# [Records]
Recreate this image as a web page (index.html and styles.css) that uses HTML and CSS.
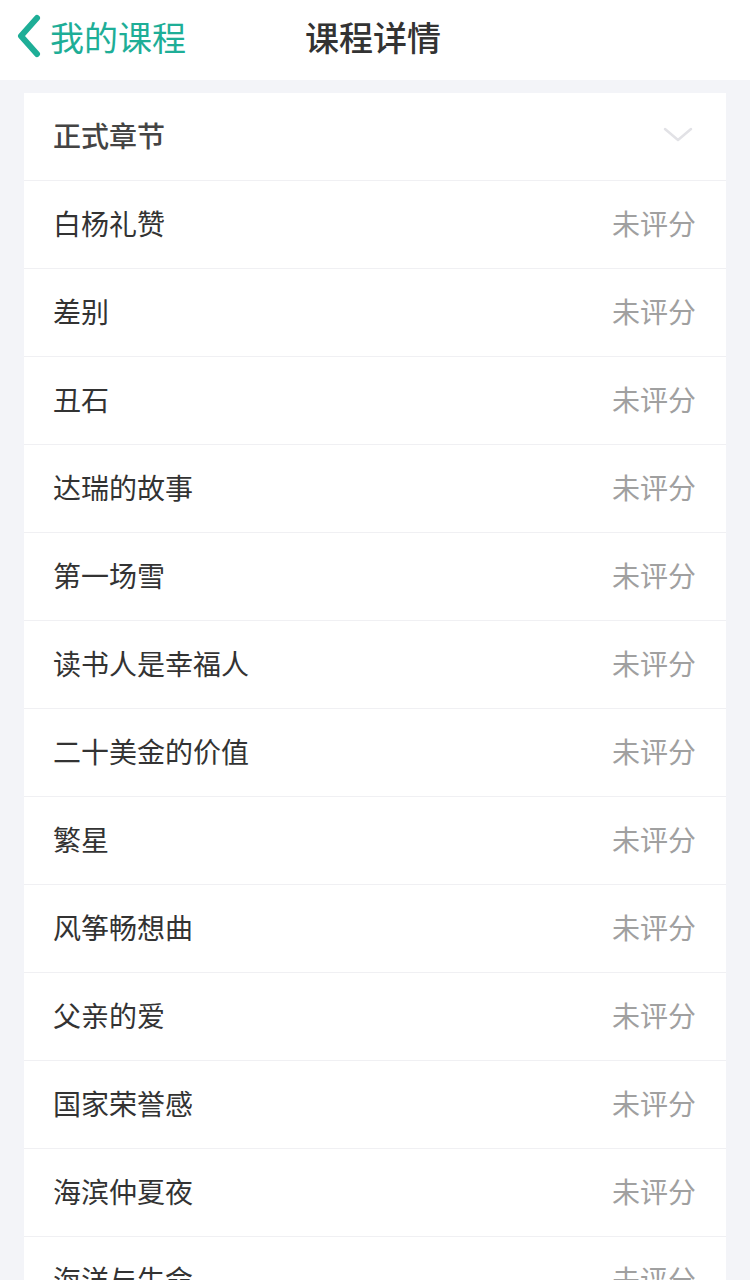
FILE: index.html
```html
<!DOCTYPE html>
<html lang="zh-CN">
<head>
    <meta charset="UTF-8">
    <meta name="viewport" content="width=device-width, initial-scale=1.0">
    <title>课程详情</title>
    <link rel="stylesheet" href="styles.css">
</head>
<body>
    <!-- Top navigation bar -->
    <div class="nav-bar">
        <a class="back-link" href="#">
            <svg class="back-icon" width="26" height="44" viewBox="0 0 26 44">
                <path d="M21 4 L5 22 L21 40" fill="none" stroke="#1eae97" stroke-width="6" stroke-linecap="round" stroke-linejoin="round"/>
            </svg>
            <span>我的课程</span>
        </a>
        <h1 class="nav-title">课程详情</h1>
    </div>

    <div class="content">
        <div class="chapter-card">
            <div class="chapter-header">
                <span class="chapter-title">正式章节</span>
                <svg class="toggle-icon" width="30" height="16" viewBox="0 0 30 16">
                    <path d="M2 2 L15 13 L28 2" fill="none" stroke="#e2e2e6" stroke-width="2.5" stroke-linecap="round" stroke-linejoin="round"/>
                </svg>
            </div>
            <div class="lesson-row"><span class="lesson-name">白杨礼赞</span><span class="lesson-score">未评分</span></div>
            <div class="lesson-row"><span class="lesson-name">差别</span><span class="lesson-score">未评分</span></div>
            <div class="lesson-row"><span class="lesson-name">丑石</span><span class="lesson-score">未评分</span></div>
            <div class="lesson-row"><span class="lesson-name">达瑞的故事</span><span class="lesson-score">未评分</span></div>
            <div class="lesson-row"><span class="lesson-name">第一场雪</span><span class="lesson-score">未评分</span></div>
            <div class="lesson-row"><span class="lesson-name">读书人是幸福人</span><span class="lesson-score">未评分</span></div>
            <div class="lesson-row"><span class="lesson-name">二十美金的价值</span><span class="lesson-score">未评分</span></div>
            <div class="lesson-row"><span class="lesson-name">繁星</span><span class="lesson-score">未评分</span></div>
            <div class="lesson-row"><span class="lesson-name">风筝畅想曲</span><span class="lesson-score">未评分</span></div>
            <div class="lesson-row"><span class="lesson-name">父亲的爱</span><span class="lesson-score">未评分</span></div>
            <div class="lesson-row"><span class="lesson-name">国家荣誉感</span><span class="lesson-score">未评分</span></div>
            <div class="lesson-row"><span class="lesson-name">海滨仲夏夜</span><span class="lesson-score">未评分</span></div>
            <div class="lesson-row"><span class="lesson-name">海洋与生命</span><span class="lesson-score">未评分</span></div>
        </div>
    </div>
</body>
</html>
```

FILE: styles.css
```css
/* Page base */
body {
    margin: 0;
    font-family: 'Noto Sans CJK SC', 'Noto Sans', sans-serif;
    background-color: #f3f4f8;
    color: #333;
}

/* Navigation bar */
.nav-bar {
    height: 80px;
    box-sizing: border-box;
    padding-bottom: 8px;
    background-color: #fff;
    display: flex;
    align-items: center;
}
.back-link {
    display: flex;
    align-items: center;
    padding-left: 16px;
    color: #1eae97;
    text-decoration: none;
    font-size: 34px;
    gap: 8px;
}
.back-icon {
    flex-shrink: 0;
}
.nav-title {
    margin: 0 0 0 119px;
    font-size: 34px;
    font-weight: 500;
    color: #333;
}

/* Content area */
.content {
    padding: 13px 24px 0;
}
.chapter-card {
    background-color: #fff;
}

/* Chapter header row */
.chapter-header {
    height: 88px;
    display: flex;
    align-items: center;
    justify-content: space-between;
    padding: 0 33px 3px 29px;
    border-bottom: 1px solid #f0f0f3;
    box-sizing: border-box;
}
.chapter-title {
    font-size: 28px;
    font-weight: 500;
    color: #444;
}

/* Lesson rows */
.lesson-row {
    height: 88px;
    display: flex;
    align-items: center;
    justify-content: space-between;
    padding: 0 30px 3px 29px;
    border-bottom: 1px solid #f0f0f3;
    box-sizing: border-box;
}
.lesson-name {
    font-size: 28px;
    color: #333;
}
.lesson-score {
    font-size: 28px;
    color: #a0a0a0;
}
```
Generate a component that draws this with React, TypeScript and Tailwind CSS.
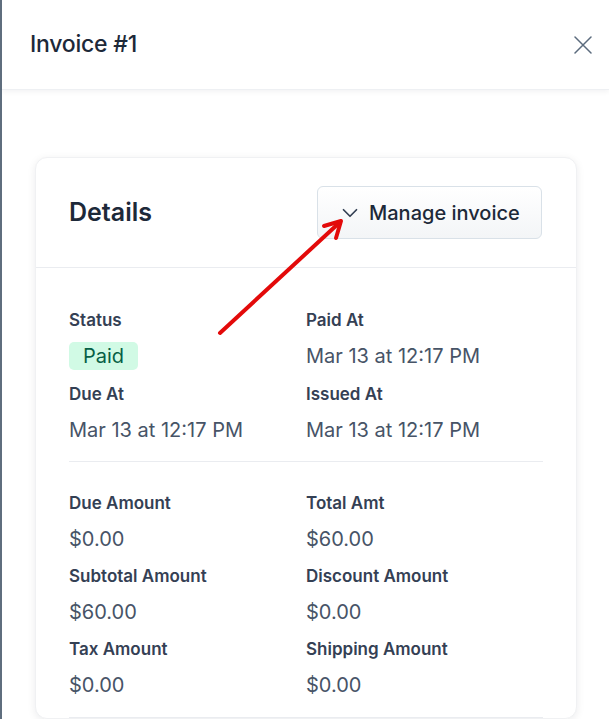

# [Objective]
Output every entry word for word, but omit the pictures.

# [Reply to the exercise]
Recreate this image as a web page (index.html and styles.css) that uses HTML and CSS.
FILE: index.html
```html
<!DOCTYPE html>
<html lang="zh-CN">
<head>
    <meta charset="UTF-8">
    <meta name="viewport" content="width=device-width, initial-scale=1.0">
    <title>课程详情</title>
    <link rel="stylesheet" href="styles.css">
</head>
<body>
    <!-- Top navigation bar -->
    <div class="nav-bar">
        <a class="back-link" href="#">
            <svg class="back-icon" width="26" height="44" viewBox="0 0 26 44">
                <path d="M21 4 L5 22 L21 40" fill="none" stroke="#1eae97" stroke-width="6" stroke-linecap="round" stroke-linejoin="round"/>
            </svg>
            <span>我的课程</span>
        </a>
        <h1 class="nav-title">课程详情</h1>
    </div>

    <div class="content">
        <div class="chapter-card">
            <div class="chapter-header">
                <span class="chapter-title">正式章节</span>
                <svg class="toggle-icon" width="30" height="16" viewBox="0 0 30 16">
                    <path d="M2 2 L15 13 L28 2" fill="none" stroke="#e2e2e6" stroke-width="2.5" stroke-linecap="round" stroke-linejoin="round"/>
                </svg>
            </div>
            <div class="lesson-row"><span class="lesson-name">白杨礼赞</span><span class="lesson-score">未评分</span></div>
            <div class="lesson-row"><span class="lesson-name">差别</span><span class="lesson-score">未评分</span></div>
            <div class="lesson-row"><span class="lesson-name">丑石</span><span class="lesson-score">未评分</span></div>
            <div class="lesson-row"><span class="lesson-name">达瑞的故事</span><span class="lesson-score">未评分</span></div>
            <div class="lesson-row"><span class="lesson-name">第一场雪</span><span class="lesson-score">未评分</span></div>
            <div class="lesson-row"><span class="lesson-name">读书人是幸福人</span><span class="lesson-score">未评分</span></div>
            <div class="lesson-row"><span class="lesson-name">二十美金的价值</span><span class="lesson-score">未评分</span></div>
            <div class="lesson-row"><span class="lesson-name">繁星</span><span class="lesson-score">未评分</span></div>
            <div class="lesson-row"><span class="lesson-name">风筝畅想曲</span><span class="lesson-score">未评分</span></div>
            <div class="lesson-row"><span class="lesson-name">父亲的爱</span><span class="lesson-score">未评分</span></div>
            <div class="lesson-row"><span class="lesson-name">国家荣誉感</span><span class="lesson-score">未评分</span></div>
            <div class="lesson-row"><span class="lesson-name">海滨仲夏夜</span><span class="lesson-score">未评分</span></div>
            <div class="lesson-row"><span class="lesson-name">海洋与生命</span><span class="lesson-score">未评分</span></div>
        </div>
    </div>
</body>
</html>
```

FILE: styles.css
```css
/* Page base */
body {
    margin: 0;
    font-family: 'Noto Sans CJK SC', 'Noto Sans', sans-serif;
    background-color: #f3f4f8;
    color: #333;
}

/* Navigation bar */
.nav-bar {
    height: 80px;
    box-sizing: border-box;
    padding-bottom: 8px;
    background-color: #fff;
    display: flex;
    align-items: center;
}
.back-link {
    display: flex;
    align-items: center;
    padding-left: 16px;
    color: #1eae97;
    text-decoration: none;
    font-size: 34px;
    gap: 8px;
}
.back-icon {
    flex-shrink: 0;
}
.nav-title {
    margin: 0 0 0 119px;
    font-size: 34px;
    font-weight: 500;
    color: #333;
}

/* Content area */
.content {
    padding: 13px 24px 0;
}
.chapter-card {
    background-color: #fff;
}

/* Chapter header row */
.chapter-header {
    height: 88px;
    display: flex;
    align-items: center;
    justify-content: space-between;
    padding: 0 33px 3px 29px;
    border-bottom: 1px solid #f0f0f3;
    box-sizing: border-box;
}
.chapter-title {
    font-size: 28px;
    font-weight: 500;
    color: #444;
}

/* Lesson rows */
.lesson-row {
    height: 88px;
    display: flex;
    align-items: center;
    justify-content: space-between;
    padding: 0 30px 3px 29px;
    border-bottom: 1px solid #f0f0f3;
    box-sizing: border-box;
}
.lesson-name {
    font-size: 28px;
    color: #333;
}
.lesson-score {
    font-size: 28px;
    color: #a0a0a0;
}
```
Generate a component that draws this with React, TypeScript and Tailwind CSS.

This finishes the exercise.